Konzentration auf den Linienbereich
Letzteres stand einem einheitlichen territorialen Gerichtssprengel jedoch neuerlich im Wege, da es etwa innerhalb der Linien noch immer 46 Grundobrigkeiten gab. Man versuchte nun 1784 von landesfürstlicher Seite, nachdem Aufforderungen an die Grundherren, ihre stark zersplitterten Gerichtssprengel zusammenzufassen, nur mäßig erfolgreich waren, die Wiener Personalgerichte gänzlich aufzuheben.

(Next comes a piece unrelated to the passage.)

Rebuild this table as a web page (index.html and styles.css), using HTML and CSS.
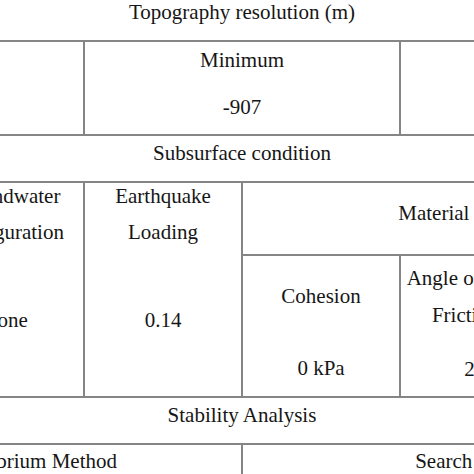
FILE: index.html
```html
<!DOCTYPE html>
<html>
<head>
<meta charset="utf-8">
<link rel="stylesheet" href="styles.css">
</head>
<body>
<div class="viewport">
  <div class="table">
    <div class="cell span-all full"><div class="ln">Topography resolution (m)</div></div>

    <div class="cell span-2 pair"><div class="ln">Maximum</div><div class="ln">1,412</div></div>
    <div class="cell span-2 pair"><div class="ln">Minimum</div><div class="ln">-907</div></div>
    <div class="cell span-2 pair"><div class="ln">Average</div><div class="ln">215</div></div>

    <div class="cell span-all full"><div class="ln">Subsurface condition</div></div>

    <div class="cell tall stack"><div class="ln">Soil</div><div class="ln">Layers</div><div class="ln">1</div></div>
    <div class="cell tall stack"><div class="ln">Groundwater</div><div class="ln">Configuration</div><div class="ln">None</div></div>
    <div class="cell tall stack"><div class="ln">Earthquake</div><div class="ln">Loading</div><div class="ln">0.14</div></div>
    <div class="cell span-3 material"><div class="ln">Material Properties</div></div>
    <div class="cell cohesion"><div class="ln">Cohesion</div><div class="ln">0 kPa</div></div>
    <div class="cell angle"><div class="ln">Angle of Internal</div><div class="ln">Friction (°)</div><div class="ln">25°</div></div>
    <div class="cell angle"><div class="ln">Unit Weight</div><div class="ln">(kN/m³)</div><div class="ln">18</div></div>

    <div class="cell span-all full"><div class="ln">Stability Analysis</div></div>

    <div class="cell span-3 bottom"><div class="ln">Limit Equilibrium Method</div></div>
    <div class="cell span-3 bottom"><div class="ln">Search Method</div></div>
  </div>
</div>
</body>
</html>
```
FILE: styles.css
```css
html, body {
  margin: 0;
  padding: 0;
  background: #ffffff;
  overflow: hidden;
}

.viewport {
  width: 474px;
  height: 474px;
  overflow: hidden;
  background: #ffffff;
}

.table {
  display: grid;
  grid-template-columns: repeat(6, 156px);
  grid-template-rows: 45px 92px 45px 71px 140px 45px 60px;
  gap: 2px;
  padding: 2px;
  width: max-content;
  margin-left: -233px;
  margin-top: -7px;
  background: #858585;
  font-family: "Liberation Serif", "Times New Roman", serif;
  font-size: 21px;
  color: #161616;
}

.cell {
  background: #ffffff;
  text-align: center;
  white-space: nowrap;
}

.ln {
  display: block;
  line-height: 24px;
}

.span-all { grid-column: 1 / -1; }
.span-2 { grid-column: span 2; }
.span-3 { grid-column: span 3; }
.tall { grid-row: span 2; }

.full .ln:first-child { margin-top: 5px; }

.pair .ln:nth-child(1) { margin-top: 6px; }
.pair .ln:nth-child(2) { margin-top: 23px; }

.stack .ln:nth-child(1) { margin-top: 1px; }
.stack .ln:nth-child(2) { margin-top: 12px; }
.stack .ln:nth-child(3) { margin-top: 64px; }

.material .ln { margin-top: 18px; }

.cohesion .ln:nth-child(1) { margin-top: 28px; }
.cohesion .ln:nth-child(2) { margin-top: 48px; }

.angle .ln:nth-child(1) { margin-top: 10px; }
.angle .ln:nth-child(2) { margin-top: 13px; }
.angle .ln:nth-child(3) { margin-top: 30px; }

.bottom .ln { margin-top: 4px; }
```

Dies scheiterte jedoch am Widerstand der Grundherren. 1786 kam es zu einem weiträumigen Ankauf von Gerichtsrechten durch den Magistrat. Damit war weitestgehend eine einheitliche Kompetenzsituation innerhalb der Linien hergestellt. Die Grundherrschaften waren nun auf die "Grundgerechtigkeit", das heißt den Rentenbezug, beschränkt. Ausnahmen bestanden allerdings in den drei schottischen Vorstädten, Mariahilf, Hundsthurm und Lichtental. "Durch die Zentralisierung der verschiedensten herrschaftlichen Rechte wurde also eine hoheitliche Arrondierung des Stadtgebiets versucht und dadurch die Entstehung der modernen Territorialkompetenzen des Staates oder von Gebietskörperschafen vorbereitet."[1] Die Abschaffung grundherrlicher Strukturen gelang dennoch nicht vollständig. Sie sollte bis zum Vormärz im Gegenteil einen zweiten Aufstieg erfahren.
Literatur
Walter Sauer: Grund-Herrschaft in Wien 1700-1848. Wien: Jugend und Volk 1993 (Kommentare zum Historischen Atlas von Wien, 5)
Einzelnachweise
- ↑ Walter Sauer: Grund-Herrschaft in Wien 1700-1848. Wien: Jugend und Volk 1993 (Kommentare zum Historischen Atlas von Wien, 5), S. 86.